Ever since a fateful day in 1985 when Dykes to Watch Out For cartoonist Alison Bechdel decided to make a joke about the lack of meaningful female relationships in films, it seems that we’ve had only one way to measure if a film is feminist or not. In that comic strip, one of Bechdel’s characters said that she only goes to movies that meet her three simple requirements. Out of those requirements the Bechdel test was born. For a movie to pass the Bechdel test:

1. It has to have at least two [named] women in it

2. Who talk to each other

3. About something besides a man

While this seems like an easy thing to do, out of Box Office Mojo’s top 100 grossing movies of 2012, only 46 passed the Bechdel test. 49 didn’t, and I was unable to find information for the other five.


But a movie passing the Bechdel test doesn’t automatically mean it is a feminist film. Both The Twilight Saga: Breaking Dawn Pt. 2 and the Oliver Stone movie Savages pass the test, but I doubt many would call either feminist. Similarly, Pacific Rim didn’t pass the test (it has two named female characters, but they do not talk to each other in the movie), but many women find the film, and specifically Mako Mori’s story, to be very empowering and inspiring. One of the main narratives of the film is Mako’s desire to become a Jaeger pilot and overcome the childhood trauma she faced when a Kaiju (giant monster) destroyed her hometown of Tokyo. This idea that Pacific Rim still offers a strong, feminist role model and story for women inspired tumblr user chaila to come up with her own test to “live alongside the Bechdel test (not to supplant it…).”

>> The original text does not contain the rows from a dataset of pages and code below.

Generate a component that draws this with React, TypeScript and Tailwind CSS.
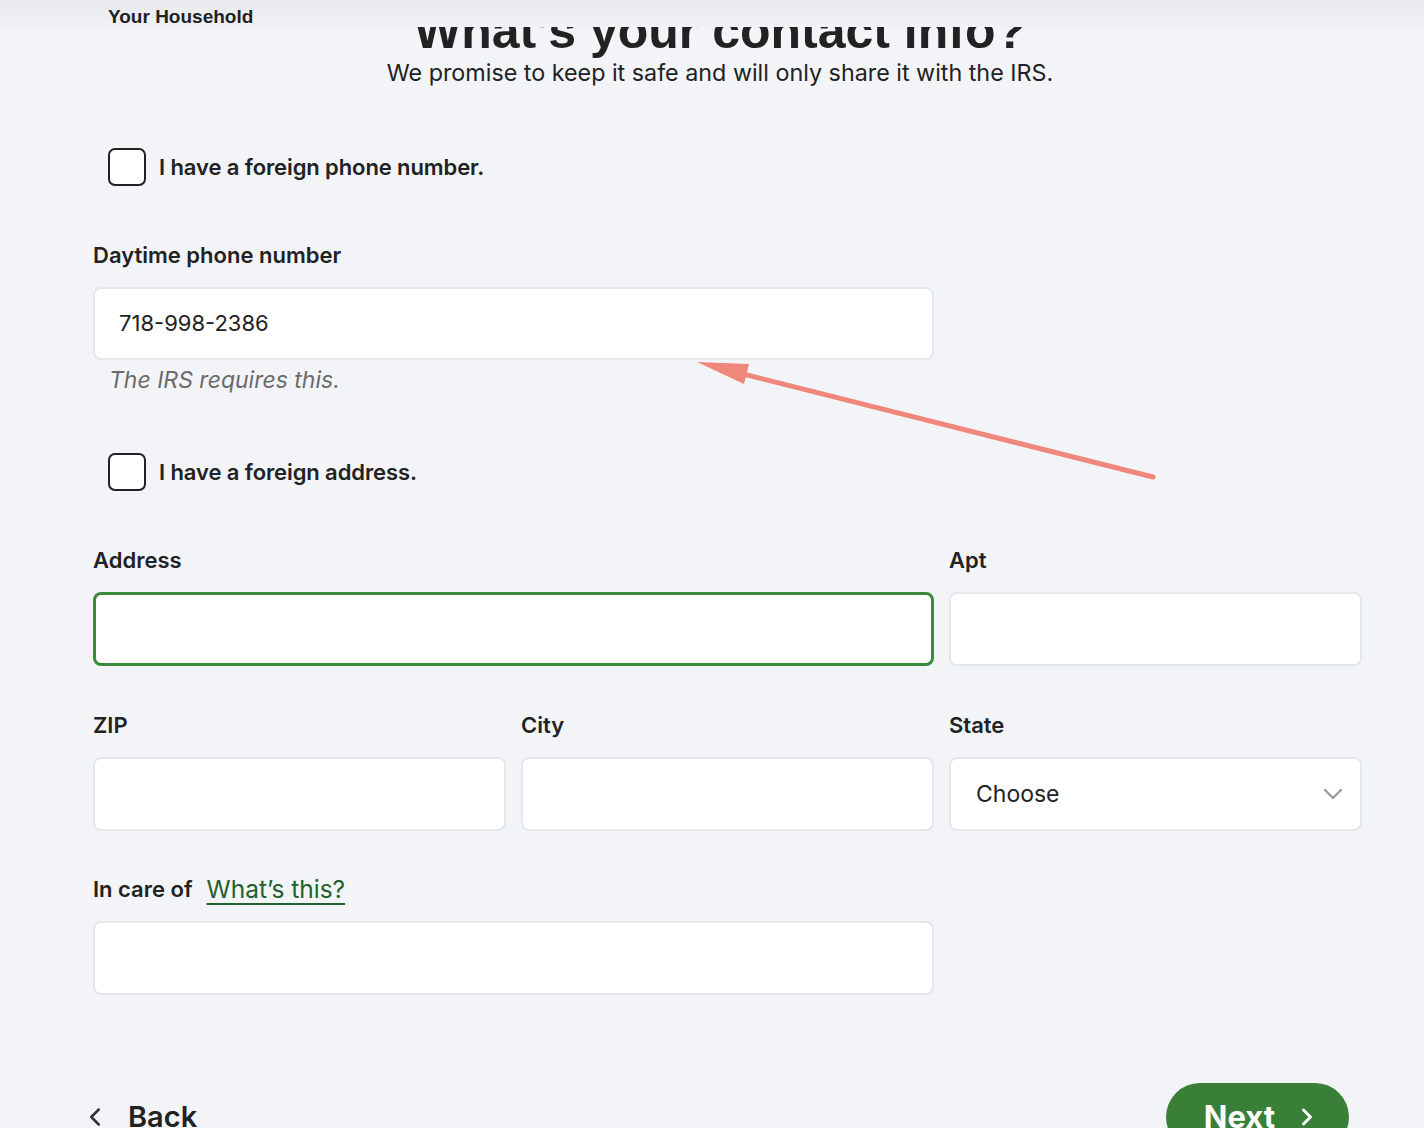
import React from "react";
import { ChevronDown, ChevronLeft, ChevronRight } from "lucide-react";

const font = { fontFamily: "Inter, 'Noto Sans', sans-serif" };

const Checkbox: React.FC<{ label: string; className?: string }> = ({ label, className = "" }) => (
  <label className={`flex items-center ml-[15px] h-[38px] ${className}`}>
    <span className="w-[38px] h-[38px] rounded-[7px] border-[2.5px] border-[#222222] bg-white shrink-0" />
    <span className="ml-[13px] text-[22px] font-semibold text-[#222222] tracking-[-0.1px]">{label}</span>
  </label>
);

const Field: React.FC<{ label: React.ReactNode; span?: string; focused?: boolean; children?: React.ReactNode }> = ({
  label,
  span = "",
  focused = false,
  children,
}) => (
  <div className={span}>
    <div className="h-[28px] flex items-center text-[22px] font-semibold text-[#222222]">{label}</div>
    <div
      className={`mt-[18px] h-[74px] bg-white rounded-[8px] flex items-center px-[25px] text-[23px] text-[#222222] ${
        focused ? "border-[3px] border-[#3a8a3a]" : "border-2 border-[#e3e8eb]"
      }`}
    >
      {children}
    </div>
  </div>
);

export default function App() {
  return (
    <div className="relative h-[1128px] overflow-hidden bg-[#f3f4f8]" style={font}>
      {/* sticky header overlapping title */}
      <div className="absolute top-0 left-0 right-0 h-[27px] z-10 bg-gradient-to-b from-[#e7e9ed] to-[#f1f2f6]">
        <span
          className="absolute left-[108px] top-[6px] text-[19px] font-bold text-[#222222] leading-[22px]"
          style={{ fontFamily: "'Liberation Sans', Arial, sans-serif" }}
        >
          Your Household
        </span>
      </div>

      <h1
        className="mt-[6px] pl-[16px] h-[50px] text-center text-[50px] leading-[50px] font-bold text-[#222222]"
        style={{ fontFamily: "'Liberation Sans', Arial, sans-serif" }}
      >
        What’s your contact info?
      </h1>
      <p className="mt-[3px] pl-[16px] h-[28px] leading-[28px] text-center text-[23.3px] text-[#222222]">
        We promise to keep it safe and will only share it with the IRS.
      </p>

      <div className="ml-[93px] w-[1269px]">
        <Checkbox label="I have a foreign phone number." className="mt-[61px]" />

        <div className="mt-[55px] w-[841px]">
          <div className="h-[28px] flex items-center text-[22px] font-semibold text-[#222222]">Daytime phone number</div>
          <div className="mt-[18px] h-[73px] bg-white rounded-[8px] border-2 border-[#e3e8eb] flex items-center px-[24px] text-[22px] text-[#222222]">
            718-998-2386
          </div>
          <div className="mt-[6px] h-[28px] leading-[28px] pl-[16px] text-[23px] italic text-[#6b6b6b]">
            The IRS requires this.
          </div>
        </div>

        <Checkbox label="I have a foreign address." className="mt-[59px]" />

        <div className="mt-[55px] grid grid-cols-3 gap-x-[15px]">
          <Field label="Address" span="col-span-2" focused />
          <Field label="Apt" />
        </div>

        <div className="mt-[45px] grid grid-cols-3 gap-x-[15px]">
          <Field label="ZIP" />
          <Field label="City" />
          <Field label="State">
            <span className="flex-1">Choose</span>
            <ChevronDown size={32} strokeWidth={1.8} className="text-[#9b9b9b] -mr-[14px]" />
          </Field>
        </div>

        <div className="mt-[44px] grid grid-cols-3 gap-x-[15px]">
          <Field
            span="col-span-2"
            label={
              <>
                <span>In care of</span>
                <a
                  href="#"
                  className="ml-[14px] text-[24.5px] font-normal text-[#23612c] underline decoration-2 underline-offset-[5px]"
                >
                  What’s this?
                </a>
              </>
            }
          />
        </div>

        <div className="mt-[88px] -ml-[8px] w-[1264px] h-[68px] flex items-center justify-between">
          <button className="flex items-center text-[29px] font-semibold text-[#222222]">
            <ChevronLeft size={30} strokeWidth={2} className="text-[#333333] -ml-[5px]" />
            <span className="ml-[18px]">Back</span>
          </button>
          <button className="h-[68px] rounded-full bg-[#3a7f37] pl-[38px] pr-[28px] flex items-center text-[31px] font-bold text-white">
            <span>Next</span>
            <ChevronRight size={28} strokeWidth={2.5} className="ml-[18px]" />
          </button>
        </div>
      </div>

      {/* annotation arrow */}
      <svg className="absolute left-0 top-0 pointer-events-none" width="1424" height="1128">
        <line x1="1153" y1="477" x2="735" y2="372" stroke="#f0877b" strokeWidth="5" strokeLinecap="round" />
        <polygon points="697,362 749,364 744,384" fill="#f0877b" />
      </svg>
    </div>
  );
}
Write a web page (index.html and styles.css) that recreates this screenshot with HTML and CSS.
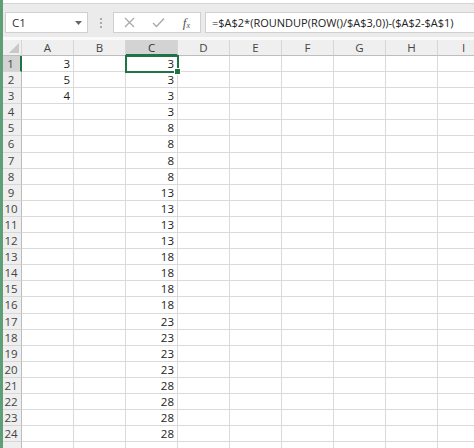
FILE: index.html
```html
<!DOCTYPE html>
<html>
<head>
<meta charset="utf-8">
<link rel="stylesheet" href="styles.css">
</head>
<body>
<div class="app">
  <div class="accent"></div>
  <div class="main">
    <div class="topstrip"></div>
    <div class="fbar">
      <div class="namebox">
        <span class="ref">C1</span>
        <svg class="caret" width="7" height="4" viewBox="0 0 7 4"><path d="M0 0H7L3.5 4Z" fill="#666"/></svg>
      </div>
      <div class="dots"><i></i><i></i><i></i></div>
      <div class="btns">
        <svg width="11" height="11" viewBox="0 0 11 11"><path d="M1 1L10 10M10 1L1 10" stroke="#a8a8a8" stroke-width="1.2" fill="none"/></svg>
        <svg width="13" height="11" viewBox="0 0 13 11"><path d="M1 6L4.5 9.5L12 1.5" stroke="#a8a8a8" stroke-width="1.3" fill="none"/></svg>
        <span class="fx">f<sub>x</sub></span>
      </div>
      <div class="formula">=$A$2*(ROUNDUP(ROW()/$A$3,0))-($A$2-$A$1)</div>
    </div>
    <div class="sheet">
      <div class="corner"><span class="tri"></span></div>
      <div class="ch">A</div><div class="ch">B</div><div class="ch sel">C</div><div class="ch">D</div><div class="ch">E</div><div class="ch">F</div><div class="ch">G</div><div class="ch">H</div><div class="ch">I</div>

      <div class="rh sel">1</div><div class="c">3</div><div class="c"></div><div class="c active">3<span class="handle"></span></div><div class="c"></div><div class="c"></div><div class="c"></div><div class="c"></div><div class="c"></div><div class="c"></div>
      <div class="rh">2</div><div class="c">5</div><div class="c"></div><div class="c">3</div><div class="c"></div><div class="c"></div><div class="c"></div><div class="c"></div><div class="c"></div><div class="c"></div>
      <div class="rh">3</div><div class="c">4</div><div class="c"></div><div class="c">3</div><div class="c"></div><div class="c"></div><div class="c"></div><div class="c"></div><div class="c"></div><div class="c"></div>
      <div class="rh">4</div><div class="c"></div><div class="c"></div><div class="c">3</div><div class="c"></div><div class="c"></div><div class="c"></div><div class="c"></div><div class="c"></div><div class="c"></div>
      <div class="rh">5</div><div class="c"></div><div class="c"></div><div class="c">8</div><div class="c"></div><div class="c"></div><div class="c"></div><div class="c"></div><div class="c"></div><div class="c"></div>
      <div class="rh">6</div><div class="c"></div><div class="c"></div><div class="c">8</div><div class="c"></div><div class="c"></div><div class="c"></div><div class="c"></div><div class="c"></div><div class="c"></div>
      <div class="rh">7</div><div class="c"></div><div class="c"></div><div class="c">8</div><div class="c"></div><div class="c"></div><div class="c"></div><div class="c"></div><div class="c"></div><div class="c"></div>
      <div class="rh">8</div><div class="c"></div><div class="c"></div><div class="c">8</div><div class="c"></div><div class="c"></div><div class="c"></div><div class="c"></div><div class="c"></div><div class="c"></div>
      <div class="rh">9</div><div class="c"></div><div class="c"></div><div class="c">13</div><div class="c"></div><div class="c"></div><div class="c"></div><div class="c"></div><div class="c"></div><div class="c"></div>
      <div class="rh">10</div><div class="c"></div><div class="c"></div><div class="c">13</div><div class="c"></div><div class="c"></div><div class="c"></div><div class="c"></div><div class="c"></div><div class="c"></div>
      <div class="rh">11</div><div class="c"></div><div class="c"></div><div class="c">13</div><div class="c"></div><div class="c"></div><div class="c"></div><div class="c"></div><div class="c"></div><div class="c"></div>
      <div class="rh">12</div><div class="c"></div><div class="c"></div><div class="c">13</div><div class="c"></div><div class="c"></div><div class="c"></div><div class="c"></div><div class="c"></div><div class="c"></div>
      <div class="rh">13</div><div class="c"></div><div class="c"></div><div class="c">18</div><div class="c"></div><div class="c"></div><div class="c"></div><div class="c"></div><div class="c"></div><div class="c"></div>
      <div class="rh">14</div><div class="c"></div><div class="c"></div><div class="c">18</div><div class="c"></div><div class="c"></div><div class="c"></div><div class="c"></div><div class="c"></div><div class="c"></div>
      <div class="rh">15</div><div class="c"></div><div class="c"></div><div class="c">18</div><div class="c"></div><div class="c"></div><div class="c"></div><div class="c"></div><div class="c"></div><div class="c"></div>
      <div class="rh">16</div><div class="c"></div><div class="c"></div><div class="c">18</div><div class="c"></div><div class="c"></div><div class="c"></div><div class="c"></div><div class="c"></div><div class="c"></div>
      <div class="rh">17</div><div class="c"></div><div class="c"></div><div class="c">23</div><div class="c"></div><div class="c"></div><div class="c"></div><div class="c"></div><div class="c"></div><div class="c"></div>
      <div class="rh">18</div><div class="c"></div><div class="c"></div><div class="c">23</div><div class="c"></div><div class="c"></div><div class="c"></div><div class="c"></div><div class="c"></div><div class="c"></div>
      <div class="rh">19</div><div class="c"></div><div class="c"></div><div class="c">23</div><div class="c"></div><div class="c"></div><div class="c"></div><div class="c"></div><div class="c"></div><div class="c"></div>
      <div class="rh">20</div><div class="c"></div><div class="c"></div><div class="c">23</div><div class="c"></div><div class="c"></div><div class="c"></div><div class="c"></div><div class="c"></div><div class="c"></div>
      <div class="rh">21</div><div class="c"></div><div class="c"></div><div class="c">28</div><div class="c"></div><div class="c"></div><div class="c"></div><div class="c"></div><div class="c"></div><div class="c"></div>
      <div class="rh">22</div><div class="c"></div><div class="c"></div><div class="c">28</div><div class="c"></div><div class="c"></div><div class="c"></div><div class="c"></div><div class="c"></div><div class="c"></div>
      <div class="rh">23</div><div class="c"></div><div class="c"></div><div class="c">28</div><div class="c"></div><div class="c"></div><div class="c"></div><div class="c"></div><div class="c"></div><div class="c"></div>
      <div class="rh">24</div><div class="c"></div><div class="c"></div><div class="c">28</div><div class="c"></div><div class="c"></div><div class="c"></div><div class="c"></div><div class="c"></div><div class="c"></div>
      <div class="rh"></div><div class="c"></div><div class="c"></div><div class="c"></div><div class="c"></div><div class="c"></div><div class="c"></div><div class="c"></div><div class="c"></div><div class="c"></div>
    </div>
  </div>
</div>
</body>
</html>
```
FILE: styles.css
```css
html, body {
  margin: 0;
  padding: 0;
  background: #fff;
  overflow: hidden;
}
body {
  width: 474px;
  height: 448px;
  font-family: "Open Sans", "Noto Sans", sans-serif;
  color: #222;
}
.app {
  display: flex;
  height: 448px;
  overflow: hidden;
}
.accent {
  width: 3px;
  flex: none;
  background: #5e9f78;
}
.main {
  flex: 1;
  min-width: 0;
  display: flex;
  flex-direction: column;
  overflow: hidden;
}
.main > * {
  flex: none;
}
.topstrip {
  height: 3px;
  background: #fff;
  border-bottom: 1px solid #d4d4d4;
}
.fbar {
  height: 36px;
  box-sizing: border-box;
  background: #ebebeb;
  display: flex;
  align-items: flex-start;
  padding: 8px 0 0 2px;
  border-bottom: 3px solid #fafafa;
}
.namebox {
  width: 83px;
  height: 21px;
  box-sizing: border-box;
  background: #fff;
  border: 1px solid #d0d0d0;
  display: flex;
  align-items: center;
  justify-content: space-between;
  padding: 0 5px 0 6px;
  font-size: 11.5px;
  color: #333;
}
.dots {
  width: 25px;
  display: flex;
  flex-direction: column;
  align-items: center;
  gap: 2px;
  padding-top: 6px;
}
.dots i {
  width: 2px;
  height: 2px;
  background: #aaa;
}
.btns {
  width: 88px;
  height: 21px;
  box-sizing: border-box;
  background: #fff;
  border: 1px solid #d0d0d0;
  display: flex;
  align-items: center;
  justify-content: space-between;
  padding: 0 10px 0 10px;
}
.fx {
  font-family: "Liberation Serif", serif;
  font-style: italic;
  font-size: 13px;
  color: #555;
  line-height: 1;
}
.fx sub {
  font-size: 8px;
  vertical-align: -1px;
}
.formula {
  margin-left: 4px;
  flex: 1;
  height: 21px;
  box-sizing: border-box;
  background: #fff;
  border: 1px solid #d0d0d0;
  border-right: none;
  padding-left: 6px;
  font-size: 11px;
  line-height: 19px;
  color: #222;
  white-space: nowrap;
  overflow: hidden;
}
.sheet {
  display: grid;
  grid-template-columns: 19px repeat(9, 52px);
  grid-template-rows: 16px repeat(25, 16.1px);
  font-size: 11.5px;
}
.corner, .ch {
  background: #efefef;
  border-right: 1px solid #d6d6d6;
  border-bottom: 1px solid #bdbdbd;
  box-sizing: border-box;
}
.corner {
  position: relative;
}
.tri {
  position: absolute;
  right: 2px;
  bottom: 2px;
  width: 0;
  height: 0;
  border-left: 10px solid transparent;
  border-bottom: 10px solid #c8c8c8;
}
.ch {
  text-align: center;
  line-height: 15px;
  color: #444;
}
.ch.sel {
  background: #d3d3d3;
  border-bottom: 2px solid #217346;
  color: #333;
}
.rh {
  background: #efefef;
  border-right: 1px solid #bdbdbd;
  border-bottom: 1px solid #d6d6d6;
  box-sizing: border-box;
  text-align: center;
  line-height: 15px;
  color: #444;
  padding-right: 2px;
}
.rh.sel {
  background: #d3d3d3;
  border-right: 2px solid #217346;
}
.c {
  border-right: 1px solid #dadada;
  border-bottom: 1px solid #dadada;
  box-sizing: border-box;
  text-align: right;
  padding-right: 3px;
  line-height: 15px;
  color: #222;
  position: relative;
}
.c.active {
  outline: 2px solid #217346;
  outline-offset: -1px;
  z-index: 2;
}
.handle {
  position: absolute;
  right: -4px;
  bottom: -4px;
  width: 5px;
  height: 5px;
  background: #217346;
  border: 1px solid #fff;
}
```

The Mako Mori test is passed if the movie has: a) at least one female character; b) who gets her own narrative arc; c) that is not about supporting a man’s story.

Mako Mori is one of the film’s heroes. She’s a survivor, she’s clever, she’s both mentally and physically strong, she isn’t objectified and she has the most awesome Kaiju-killing moment in the entire film. While it’s true that she doesn’t talk to another woman in the course of the movie, she has her own distinct narrative and goes through the traditional hero’s journey arguably just as much as any other character in the film. Surely there’s some merit in that.


From what I could tell, it seems like movies passing the Mako Mori test are a lot rarer than movies passing the Bechdel test. It seems easier to have two women have a superficial conversation in passing than to give one woman her own story that doesn’t revolve around a man. This isn’t to say that the Mako Mori test is more indicative of feminism than the Bechdel test, it just measures one more factor out of many. (Arguably, it’s still possible for a movie to pass both tests without being particularly feminist.)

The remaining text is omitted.